▶ [WORK TO DO] Omit pictures and quote the listing below line by line, from its start through the line that holds "string; w: string".

Rows from a dataset of pages and code:
........

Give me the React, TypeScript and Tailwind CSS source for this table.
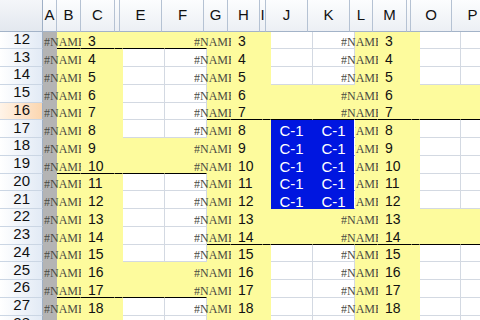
import React from "react";

type Col = { key: string; w: string };

// column widths measured off the sheet (D and N are hidden columns)
const COLS: Col[] = [
  { key: "A", w: "w-[14px]" },
  { key: "B", w: "w-[24px]" },
  { key: "C", w: "w-[34px]" },
  { key: "D", w: "w-[5px]" },
  { key: "E", w: "w-[42px]" },
  { key: "F", w: "w-[42px]" },
  { key: "G", w: "w-[24px]" },
  { key: "H", w: "w-[32px]" },
  { key: "I", w: "w-[6px]" },
  { key: "J", w: "w-[42px]" },
  { key: "K", w: "w-[42px]" },
  { key: "L", w: "w-[23px]" },
  { key: "M", w: "w-[34px]" },
  { key: "N", w: "w-[4px]" },
  { key: "O", w: "w-[41px]" },
  { key: "P", w: "w-[42px]" },
];

const HIDDEN = ["D", "N"];

const EXT1 = [12, 18, 19, 25, 26];
const EXT2 = [15, 16, 22, 23];
const LINED = [12, 16, 19, 23, 26];
const ROWS = Array.from({ length: 17 }, (_, i) => 12 + i);

const GRAY = "bg-[#b4b4b4] border-[#b4b4b4]";
const YELLOW = "bg-[#fdfb9d] border-[#fdfb9d]";
const BLUE = "bg-[#0016e0] border-[#0016e0]";
const WHITE = "bg-white border-[#d3d9e2]";

function fillFor(col: string, row: number) {
  const blue = row >= 17 && row <= 21;
  if (col === "A") return GRAY;
  if ("BCDGHILMN".includes(col)) return YELLOW;
  if ((col === "J" || col === "K") && blue) return BLUE;
  if ((col === "E" || col === "F") && EXT1.includes(row)) return YELLOW;
  if ("JKOP".includes(col) && EXT2.includes(row)) return YELLOW;
  return WHITE;
}

function blackBottom(col: string, row: number) {
  if (!LINED.includes(row)) return false;
  if (EXT1.includes(row)) return "BCDEF".includes(col);
  if (EXT2.includes(row)) return "GHIJKLMNOP".includes(col);
  return false;
}

function NameError({ narrow }: { narrow?: boolean }) {
  // #NAME? spills left out of the number cell and gets clipped
  return (
    <span
      className={`absolute right-full bottom-0 overflow-hidden whitespace-nowrap font-['Liberation_Serif',serif] text-[12px] leading-[12px] text-[#4a4a42] ${
        narrow ? "w-[23px]" : "w-[37px]"
      }`}
    >
      <span className={narrow ? "ml-[-14px]" : ""}>#NAME?</span>
    </span>
  );
}

function Row({ n }: { n: number }) {
  const blue = n >= 17 && n <= 21;
  return (
    <div className="flex h-[17.76px]">
      <div
        className={`flex w-[43px] shrink-0 items-center justify-end border-r border-b border-r-[#9fb0c6] border-b-[#cbd6e4] pr-[12px] pb-[2px] text-[15px] leading-[16px] text-[#111] ${
          n === 16
            ? "bg-linear-to-r from-[#fff4e8] to-[#fbd6b0]"
            : "bg-linear-to-r from-white to-[#e2eaf5]"
        }`}
      >
        {n}
      </div>
      {COLS.map((c) => {
        const num = c.key === "C" || c.key === "H" || c.key === "M";
        const c1 = blue && (c.key === "J" || c.key === "K");
        return (
          <div
            key={c.key}
            className={`relative box-border flex h-full shrink-0 items-end border-r border-b ${c.w} ${fillFor(c.key, n)} ${
              blackBottom(c.key, n) ? "border-b-black" : ""
            } ${blue && c.key === "K" ? "border-r-white" : ""} ${
              c1 ? "justify-center" : "pl-[7px]"
            }`}
          >
            {num && (
              <>
                <NameError narrow={blue && c.key === "M"} />
                <span className="text-[14px] leading-[13px] text-[#111]">{n - 9}</span>
              </>
            )}
            {c1 && <span className="text-[15px] leading-[13px] text-white">C-1</span>}
          </div>
        );
      })}
    </div>
  );
}

export default function App() {
  return (
    <div className="h-[320px] w-[480px] overflow-hidden bg-white font-['Liberation_Sans',Arial,sans-serif]">
      <div className="flex h-[31.5px] bg-linear-to-b from-[#fcfdfe] to-[#eceff4]">
        <div className="w-[43px] shrink-0 border-r border-b border-r-[#9fb0c6] border-b-[#a3b3c8] bg-linear-to-b from-[#f4f6f9] to-[#e3e8ef]" />
        {COLS.map((c) => (
          <div
            key={c.key}
            className={`flex shrink-0 items-center justify-center overflow-hidden border-r border-b border-r-[#b5c2d3] border-b-[#a3b3c8] text-[15px] text-[#111] ${c.w}`}
          >
            {HIDDEN.includes(c.key) ? "" : c.key}
          </div>
        ))}
      </div>
      {ROWS.map((n) => (
        <Row key={n} n={n} />
      ))}
    </div>
  );
}
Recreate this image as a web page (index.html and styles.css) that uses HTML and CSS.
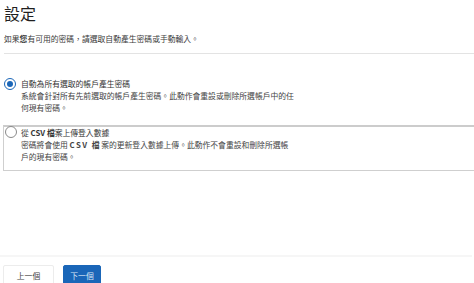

........

▶ [COMPLETED EXERCISE]
Give me the React, TypeScript and Tailwind CSS source for this table.
import React from "react";

type Col = { key: string; w: string };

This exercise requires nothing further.